Make Employee Training a Priority

Employee on-job training is costly. But not training them is even costlier in the long run. So, to create a successful remote work strategy, you must train your team in two key areas.

1. Train employees to efficiently use the software and tools critical to your remote work strategy.

This is where Loom can be a real lifesaver. Instead of training every employee separately or connecting live in different time zones, create Loom video recordings walking through the essential functions of each tool. Record your screen demonstrating how employees can perform day-to-day tasks to get things done. Do this for every tool to create a tutorial library that anyone from your team can watch whenever they need help.
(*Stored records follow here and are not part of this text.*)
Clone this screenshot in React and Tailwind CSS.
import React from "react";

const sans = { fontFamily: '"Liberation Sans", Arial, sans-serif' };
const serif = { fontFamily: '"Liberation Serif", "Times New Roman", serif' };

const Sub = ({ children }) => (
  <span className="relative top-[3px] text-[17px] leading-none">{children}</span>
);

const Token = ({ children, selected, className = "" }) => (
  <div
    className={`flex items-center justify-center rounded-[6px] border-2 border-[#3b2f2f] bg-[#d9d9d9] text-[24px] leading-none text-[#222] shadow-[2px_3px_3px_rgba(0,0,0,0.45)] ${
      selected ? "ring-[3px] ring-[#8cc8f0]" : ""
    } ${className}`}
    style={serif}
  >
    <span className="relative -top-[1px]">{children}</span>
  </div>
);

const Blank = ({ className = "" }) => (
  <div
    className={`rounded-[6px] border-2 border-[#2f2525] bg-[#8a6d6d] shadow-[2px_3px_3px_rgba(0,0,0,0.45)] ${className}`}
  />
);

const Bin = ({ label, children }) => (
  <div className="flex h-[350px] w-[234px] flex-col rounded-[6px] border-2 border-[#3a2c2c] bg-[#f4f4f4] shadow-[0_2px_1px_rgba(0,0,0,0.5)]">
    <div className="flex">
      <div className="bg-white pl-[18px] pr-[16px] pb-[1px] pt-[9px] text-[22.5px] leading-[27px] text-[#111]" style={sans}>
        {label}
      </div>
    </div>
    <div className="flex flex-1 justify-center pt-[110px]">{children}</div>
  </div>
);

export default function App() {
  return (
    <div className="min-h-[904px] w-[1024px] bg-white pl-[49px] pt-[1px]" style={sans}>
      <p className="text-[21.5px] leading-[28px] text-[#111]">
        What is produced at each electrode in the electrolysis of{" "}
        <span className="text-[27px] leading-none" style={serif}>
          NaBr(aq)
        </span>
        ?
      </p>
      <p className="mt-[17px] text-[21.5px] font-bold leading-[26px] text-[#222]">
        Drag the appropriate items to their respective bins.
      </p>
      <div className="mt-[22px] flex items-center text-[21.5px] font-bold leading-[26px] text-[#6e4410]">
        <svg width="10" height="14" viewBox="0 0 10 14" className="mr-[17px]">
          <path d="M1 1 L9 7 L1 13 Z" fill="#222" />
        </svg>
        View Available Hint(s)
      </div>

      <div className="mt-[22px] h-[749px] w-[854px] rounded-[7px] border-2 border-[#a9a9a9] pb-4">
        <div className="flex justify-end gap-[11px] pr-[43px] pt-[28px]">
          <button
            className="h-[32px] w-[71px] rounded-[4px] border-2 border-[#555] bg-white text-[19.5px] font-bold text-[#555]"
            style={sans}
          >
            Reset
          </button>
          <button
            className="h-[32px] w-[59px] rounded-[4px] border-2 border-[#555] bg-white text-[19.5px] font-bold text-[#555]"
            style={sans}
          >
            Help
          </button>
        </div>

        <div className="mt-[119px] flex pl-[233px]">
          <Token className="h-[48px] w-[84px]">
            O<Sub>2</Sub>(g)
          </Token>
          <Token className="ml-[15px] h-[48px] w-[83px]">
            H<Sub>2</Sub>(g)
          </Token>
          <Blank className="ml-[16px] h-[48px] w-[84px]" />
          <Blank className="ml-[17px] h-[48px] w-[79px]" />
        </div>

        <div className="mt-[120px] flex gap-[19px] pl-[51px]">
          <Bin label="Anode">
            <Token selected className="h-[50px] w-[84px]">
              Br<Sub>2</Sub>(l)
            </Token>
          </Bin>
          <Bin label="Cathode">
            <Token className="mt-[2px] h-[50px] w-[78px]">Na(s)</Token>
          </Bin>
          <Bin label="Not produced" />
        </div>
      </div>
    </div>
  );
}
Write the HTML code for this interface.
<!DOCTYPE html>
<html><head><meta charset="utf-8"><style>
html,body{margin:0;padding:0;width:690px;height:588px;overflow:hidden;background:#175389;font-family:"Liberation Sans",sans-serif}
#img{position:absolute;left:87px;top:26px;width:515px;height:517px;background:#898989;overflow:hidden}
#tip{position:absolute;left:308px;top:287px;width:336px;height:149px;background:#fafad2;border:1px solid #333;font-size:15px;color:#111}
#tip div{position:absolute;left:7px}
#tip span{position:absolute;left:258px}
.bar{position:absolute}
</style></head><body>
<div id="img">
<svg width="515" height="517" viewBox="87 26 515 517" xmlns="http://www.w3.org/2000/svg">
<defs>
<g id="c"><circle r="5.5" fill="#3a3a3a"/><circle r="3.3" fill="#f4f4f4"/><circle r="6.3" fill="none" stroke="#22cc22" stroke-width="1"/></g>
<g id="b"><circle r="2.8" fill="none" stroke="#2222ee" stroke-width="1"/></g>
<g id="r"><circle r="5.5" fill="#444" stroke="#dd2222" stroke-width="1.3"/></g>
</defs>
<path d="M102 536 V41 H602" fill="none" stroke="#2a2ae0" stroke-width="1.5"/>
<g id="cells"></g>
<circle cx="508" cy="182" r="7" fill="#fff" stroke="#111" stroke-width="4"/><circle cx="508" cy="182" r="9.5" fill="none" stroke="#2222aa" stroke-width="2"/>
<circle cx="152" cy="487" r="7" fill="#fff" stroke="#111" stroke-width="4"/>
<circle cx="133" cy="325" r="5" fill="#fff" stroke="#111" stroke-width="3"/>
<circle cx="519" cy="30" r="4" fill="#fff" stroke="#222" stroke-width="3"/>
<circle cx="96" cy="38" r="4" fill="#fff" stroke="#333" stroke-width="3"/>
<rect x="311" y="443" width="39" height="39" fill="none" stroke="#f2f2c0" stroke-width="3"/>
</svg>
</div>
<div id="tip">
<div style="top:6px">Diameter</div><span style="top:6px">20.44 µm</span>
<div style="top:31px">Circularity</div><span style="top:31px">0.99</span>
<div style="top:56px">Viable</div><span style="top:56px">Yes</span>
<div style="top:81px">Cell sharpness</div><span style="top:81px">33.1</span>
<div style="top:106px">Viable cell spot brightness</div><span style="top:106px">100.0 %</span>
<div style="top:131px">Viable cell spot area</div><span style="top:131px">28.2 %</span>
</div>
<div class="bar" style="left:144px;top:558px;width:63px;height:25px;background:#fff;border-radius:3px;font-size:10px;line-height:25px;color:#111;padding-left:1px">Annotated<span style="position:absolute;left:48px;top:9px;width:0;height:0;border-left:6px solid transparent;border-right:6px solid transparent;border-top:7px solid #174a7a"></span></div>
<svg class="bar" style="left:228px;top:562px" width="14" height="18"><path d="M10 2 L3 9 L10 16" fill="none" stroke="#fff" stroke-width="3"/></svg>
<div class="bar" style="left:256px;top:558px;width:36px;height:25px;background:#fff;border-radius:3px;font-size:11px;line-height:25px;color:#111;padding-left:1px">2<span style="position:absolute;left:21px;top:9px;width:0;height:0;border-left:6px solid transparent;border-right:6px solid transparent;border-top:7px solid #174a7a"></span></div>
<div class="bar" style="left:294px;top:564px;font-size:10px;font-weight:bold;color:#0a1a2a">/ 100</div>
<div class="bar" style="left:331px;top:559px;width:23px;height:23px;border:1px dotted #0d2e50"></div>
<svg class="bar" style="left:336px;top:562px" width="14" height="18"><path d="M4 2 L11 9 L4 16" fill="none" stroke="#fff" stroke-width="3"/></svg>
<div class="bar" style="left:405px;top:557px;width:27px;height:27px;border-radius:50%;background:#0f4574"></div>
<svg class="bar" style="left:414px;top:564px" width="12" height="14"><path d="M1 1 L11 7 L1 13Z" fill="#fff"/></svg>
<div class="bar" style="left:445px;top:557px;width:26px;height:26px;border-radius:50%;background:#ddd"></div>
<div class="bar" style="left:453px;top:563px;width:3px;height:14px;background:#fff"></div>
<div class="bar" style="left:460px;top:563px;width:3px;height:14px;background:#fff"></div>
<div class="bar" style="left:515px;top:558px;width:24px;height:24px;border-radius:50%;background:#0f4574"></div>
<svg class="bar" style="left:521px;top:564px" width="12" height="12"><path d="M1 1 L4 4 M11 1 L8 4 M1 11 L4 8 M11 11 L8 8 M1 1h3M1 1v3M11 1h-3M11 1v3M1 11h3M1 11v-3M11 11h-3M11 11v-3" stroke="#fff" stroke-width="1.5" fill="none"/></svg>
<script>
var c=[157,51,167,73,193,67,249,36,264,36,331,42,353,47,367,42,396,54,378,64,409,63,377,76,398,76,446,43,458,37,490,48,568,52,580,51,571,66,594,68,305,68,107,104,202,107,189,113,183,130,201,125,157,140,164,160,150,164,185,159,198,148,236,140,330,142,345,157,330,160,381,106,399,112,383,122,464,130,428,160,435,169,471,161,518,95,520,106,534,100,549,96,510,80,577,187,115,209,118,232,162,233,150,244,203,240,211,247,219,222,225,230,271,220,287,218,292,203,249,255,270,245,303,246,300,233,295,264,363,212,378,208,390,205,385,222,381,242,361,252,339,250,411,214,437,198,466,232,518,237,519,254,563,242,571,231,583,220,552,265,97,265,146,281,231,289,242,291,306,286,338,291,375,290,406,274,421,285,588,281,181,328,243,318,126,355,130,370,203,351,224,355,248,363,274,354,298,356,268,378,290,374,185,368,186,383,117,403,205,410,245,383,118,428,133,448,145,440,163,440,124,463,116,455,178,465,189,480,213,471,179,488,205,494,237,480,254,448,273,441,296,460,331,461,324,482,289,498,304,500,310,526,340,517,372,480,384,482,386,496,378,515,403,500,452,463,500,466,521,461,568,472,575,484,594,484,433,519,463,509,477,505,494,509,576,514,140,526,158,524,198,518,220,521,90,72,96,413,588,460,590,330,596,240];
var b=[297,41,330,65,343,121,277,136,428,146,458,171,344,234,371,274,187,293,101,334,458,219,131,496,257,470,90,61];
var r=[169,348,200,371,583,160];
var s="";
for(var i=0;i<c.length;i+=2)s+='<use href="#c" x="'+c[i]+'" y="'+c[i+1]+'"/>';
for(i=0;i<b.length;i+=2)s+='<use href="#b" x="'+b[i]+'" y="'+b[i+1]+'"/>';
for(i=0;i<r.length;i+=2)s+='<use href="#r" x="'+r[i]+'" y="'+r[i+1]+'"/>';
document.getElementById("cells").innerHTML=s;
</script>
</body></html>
2. Train employees to communicate professionally in a remote work setting.

This is critical because everything in a remote work strategy depends on the quality of communication between employees. Without training, employees can easily come off as rude, unprofessional, or inconsiderate with their communication style. This directly impacts work efficiency and your business results. Again, creating detailed Loom video recordings covering the various aspects of remote work communication is an excellent way to train your employees at scale.

Revisit Employee Benefits & Perks

Remote employees have significantly different needs to perform their jobs efficiently than conventional in-house employees. For example, you might need to upgrade their computer systems, provide them with a better internet connection, or give them an allowance to access a nearby co-working space.

So, to execute a remote work strategy, you need to assess the needs of your remote employees and assign a certain budget to them. Because without the right perks and benefits, your employees won’t have the right infrastructure and motivation to work efficiently.